By now, we have been conditioned to “expect the unexpected.” I think I may have mentioned this, but I know a guy from Citadel that used to use my S&P desk back when I was on the floor.

Over a year ago, he told me that his group was running 21 algo and HFT systems and that they were one of 11 desks. He didn't say all of them were program desks, but did mention that a few of them run the 'market pricing desk.’

When I look back from my days at my S&P desk, I know the advantage we had back then is gone forever. Electronic trading — which was supposed to level the playing field — killed the floors.
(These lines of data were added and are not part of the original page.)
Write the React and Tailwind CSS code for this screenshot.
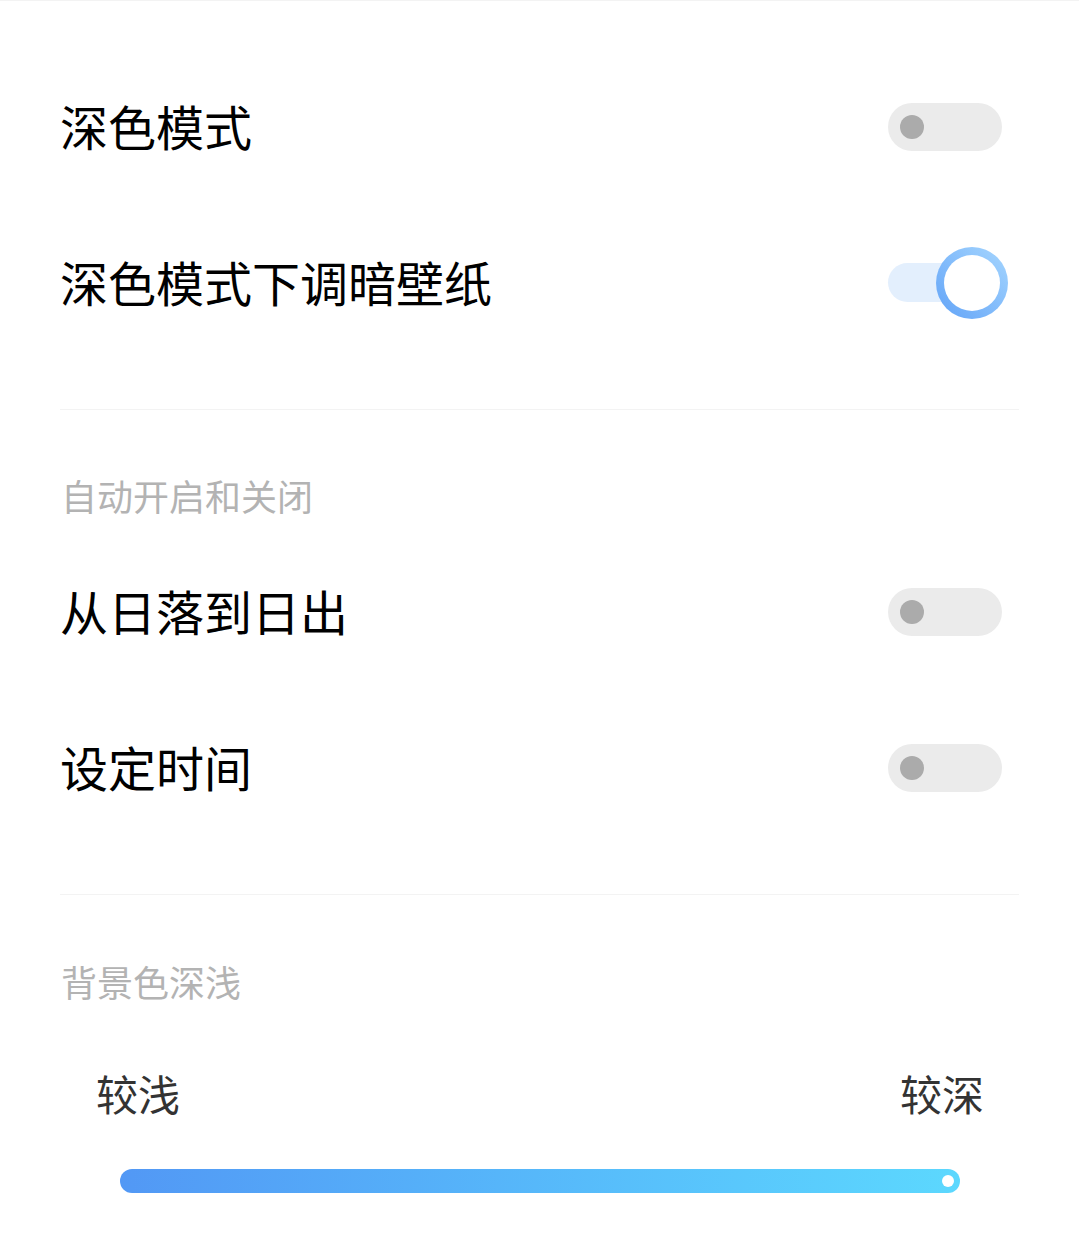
import React from "react";

const font = { fontFamily: '"Noto Sans CJK SC", "Noto Sans", sans-serif' };

function ToggleOff() {
  return (
    <div className="relative w-[114px] h-[48px] rounded-full bg-[#ebebeb] shrink-0">
      <div className="absolute left-[12px] top-[12px] w-[24px] h-[24px] rounded-full bg-[#ababab]" />
    </div>
  );
}

function ToggleOn() {
  return (
    <div className="relative w-[114px] h-[48px] shrink-0">
      <div className="absolute left-0 top-[4px] w-[84px] h-[39px] rounded-full bg-[#e3effd]" />
      <div className="absolute left-[48px] top-[-12px] w-[72px] h-[72px] rounded-full bg-gradient-to-tr from-[#62a3f7] to-[#a6d6fe] p-[8px]">
        <div className="w-full h-full rounded-full bg-white" />
      </div>
    </div>
  );
}

function Row({ title, on }) {
  return (
    <div className="h-[156px] flex items-center justify-between pl-[60px] pr-[77px]">
      <span className="text-[48px] leading-none text-black mb-[5px]">{title}</span>
      {on ? <ToggleOn /> : <ToggleOff />}
    </div>
  );
}

function Header({ title }) {
  return (
    <div className="h-[60px] flex items-center pl-[61px]">
      <span className="text-[36px] leading-none text-[#b3b3b3] mb-[4px]">{title}</span>
    </div>
  );
}

export default function App() {
  return (
    <div style={font} className="w-[1079px] h-[1241px] bg-white border-t border-[#f3f3f3] overflow-hidden">
      <div className="pt-[48px]">
        <Row title="深色模式" />
        <Row title="深色模式下调暗壁纸" on />
      </div>
      <div className="mt-[48px] mx-[60px] h-px bg-[#f3f3f3]" />
      <div className="mt-[57px]">
        <Header title="自动开启和关闭" />
      </div>
      <div className="mt-[7px]">
        <Row title="从日落到日出" />
        <Row title="设定时间" />
      </div>
      <div className="mt-[48px] mx-[60px] h-px bg-[#f3f3f3]" />
      <div className="mt-[58px]">
        <Header title="背景色深浅" />
      </div>
      <div className="mt-[52px] h-[60px] flex items-center justify-between pl-[96px] pr-[95px]">
        <span className="text-[42px] leading-none text-[#333333] mb-[4px]">较浅</span>
        <span className="text-[42px] leading-none text-[#333333] mb-[4px]">较深</span>
      </div>
      <div className="mt-[44px] mx-[120px] w-[840px] h-[24px] rounded-full bg-gradient-to-r from-[#5298f5] to-[#5cd8fe] flex items-center justify-end pr-[6px]">
        <div className="w-[12px] h-[12px] rounded-full bg-white" />
      </div>
    </div>
  );
}
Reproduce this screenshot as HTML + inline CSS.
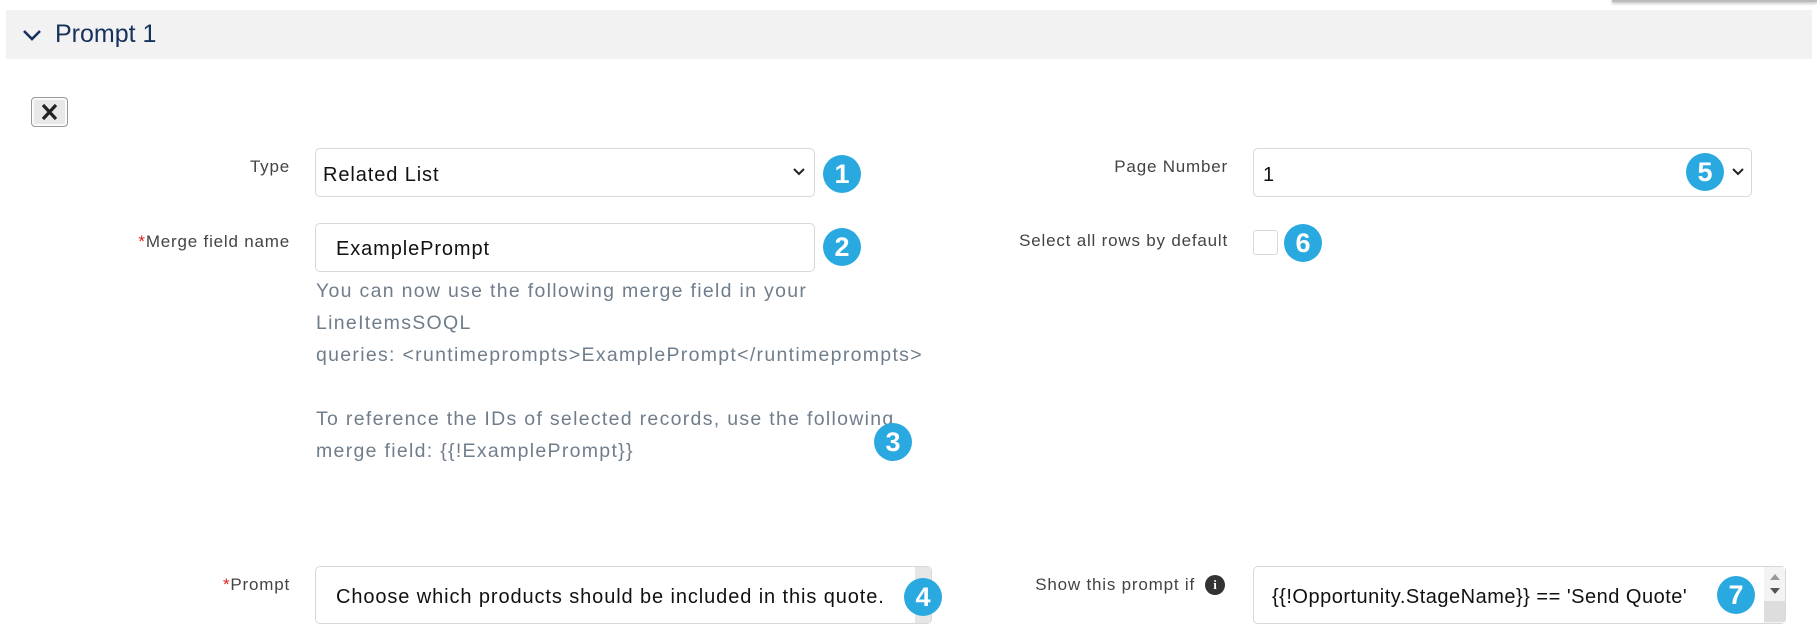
<!DOCTYPE html>
<html><head><meta charset="utf-8"><style>
body{margin:0;width:1817px;height:644px;background:#fff;position:relative;overflow:hidden;font-family:"Segoe UI","Liberation Sans",sans-serif}
.a{position:absolute}
.hdr{left:6px;top:10px;width:1806px;height:49px;background:#f2f2f2}
.ttl{left:55px;top:17px;font-size:25px;color:#16325c;line-height:34px}
.lbl{font-size:17px;color:#444;text-align:right;white-space:nowrap;line-height:22px;letter-spacing:0.8px}
.box{border:1px solid #d8d8d8;border-radius:5px;background:#fff;box-sizing:border-box}
.val{font-size:20px;color:#111;white-space:nowrap;line-height:26px;letter-spacing:0.9px}
.help{left:316px;font-size:19.5px;color:#707e8c;line-height:32px;white-space:nowrap;letter-spacing:1.3px}
.b{width:38px;height:38px;border-radius:50%;background:#2aa9e0;color:#fff;font-weight:bold;font-size:27px;line-height:38px;text-align:center;font-family:"Liberation Sans",sans-serif}
.req{color:#e02020}
</style></head><body>
<div class="a" style="left:1612px;top:0;width:205px;height:2px;background:#bbb;box-shadow:0 1px 3px #999"></div>
<div class="a hdr"></div>
<svg class="a" style="left:22px;top:28px" width="20" height="14" viewBox="0 0 20 14"><path d="M2 3 L10 11 L18 3" fill="none" stroke="#16325c" stroke-width="2.6"/></svg>
<div class="a ttl">Prompt 1</div>
<div class="a" style="left:31px;top:97px;width:37px;height:30px;border:1px solid #999;border-radius:4px;background:#e8e8e8;box-sizing:border-box;box-shadow:inset 0 0 0 2px #fafafa"></div>
<svg class="a" style="left:40px;top:103px" width="19" height="18" viewBox="0 0 19 18"><path d="M3 2 L16 16 M16 2 L3 16" stroke="#222" stroke-width="3.2"/></svg>

<div class="a lbl" style="right:1527px;top:156px">Type</div>
<div class="a box" style="left:315px;top:148px;width:500px;height:49px"></div>
<div class="a val" style="left:323px;top:162px">Related List</div>
<svg class="a" style="left:792px;top:167px" width="14" height="10" viewBox="0 0 14 10"><path d="M2 2 L7 7 L12 2" fill="none" stroke="#222" stroke-width="2"/></svg>
<div class="a b" style="left:823px;top:155px">1</div>

<div class="a lbl" style="right:1527px;top:231px"><span class="req">*</span>Merge field name</div>
<div class="a box" style="left:315px;top:223px;width:500px;height:49px"></div>
<div class="a val" style="left:336px;top:236px">ExamplePrompt</div>
<div class="a b" style="left:823px;top:228px">2</div>

<div class="a help" style="top:275px">You can now use the following merge field in your<br>LineItemsSOQL<br>queries: &lt;runtimeprompts&gt;ExamplePrompt&lt;/runtimeprompts&gt;<br>&nbsp;<br>To reference the IDs of selected records, use the following<br>merge field: {{!ExamplePrompt}}</div>
<div class="a b" style="left:874px;top:423px">3</div>

<div class="a lbl" style="right:1527px;top:574px"><span class="req">*</span>Prompt</div>
<div class="a box" style="left:315px;top:566px;width:617px;height:58px"></div>
<div class="a" style="left:915px;top:567px;width:16px;height:56px;background:#e6e6e6"></div>
<div class="a val" style="left:336px;top:584px">Choose which products should be included in this quote.</div>
<div class="a b" style="left:904px;top:578px">4</div>

<div class="a lbl" style="right:589px;top:156px">Page Number</div>
<div class="a box" style="left:1253px;top:148px;width:499px;height:49px"></div>
<div class="a val" style="left:1263px;top:162px">1</div>
<div class="a b" style="left:1686px;top:153px">5</div>
<svg class="a" style="left:1731px;top:167px" width="14" height="10" viewBox="0 0 14 10"><path d="M2 2 L7 7 L12 2" fill="none" stroke="#222" stroke-width="2"/></svg>

<div class="a lbl" style="right:589px;top:230px">Select all rows by default</div>
<div class="a box" style="left:1253px;top:230px;width:25px;height:25px;border-radius:3px"></div>
<div class="a b" style="left:1284px;top:224px">6</div>

<div class="a lbl" style="right:622px;top:574px">Show this prompt if</div>
<div class="a" style="left:1205px;top:575px;width:20px;height:20px;border-radius:50%;background:#333;color:#fff;font-size:13px;font-weight:bold;text-align:center;line-height:20px;font-family:'Liberation Serif',serif">i</div>
<div class="a box" style="left:1253px;top:566px;width:533px;height:58px"></div>
<div class="a" style="left:1764px;top:567px;width:21px;height:56px;background:#f3f3f3"></div>
<div class="a" style="left:1764px;top:601px;width:21px;height:21px;background:#ddd"></div>
<div class="a" style="left:1770px;top:574px;width:0;height:0;border-left:5px solid transparent;border-right:5px solid transparent;border-bottom:6px solid #999"></div>
<div class="a" style="left:1770px;top:588px;width:0;height:0;border-left:5px solid transparent;border-right:5px solid transparent;border-top:6px solid #555"></div>
<div class="a val" style="left:1272px;top:584px;letter-spacing:0.5px">{{!Opportunity.StageName}} == 'Send Quote'</div>
<div class="a b" style="left:1717px;top:576px">7</div>
</body></html>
For what it’s worth, at the time the PitBull totally predicted this would happen. He even wanted to take out a full page ad in the Wall Street Journal condemning program trading. He used to say, “The index buy and sell programs you do for UBS are going to kill the S&P some day, just like it did the XMI.”

Fast forward and I think he was spot on. When the ES drops 20 points in 1 minute and you ask “What the hell was that?” and no one says anything, we all know what it was...a stop-run program to shake the little guys out.

Our Lean

I haven't exactly been bearish lately...have I? Part of the reason is because of the push up from 4000, which has lacked any significant retracements. Some would say the lack of volume is a negative, but it has definitely worked in favor of the upside.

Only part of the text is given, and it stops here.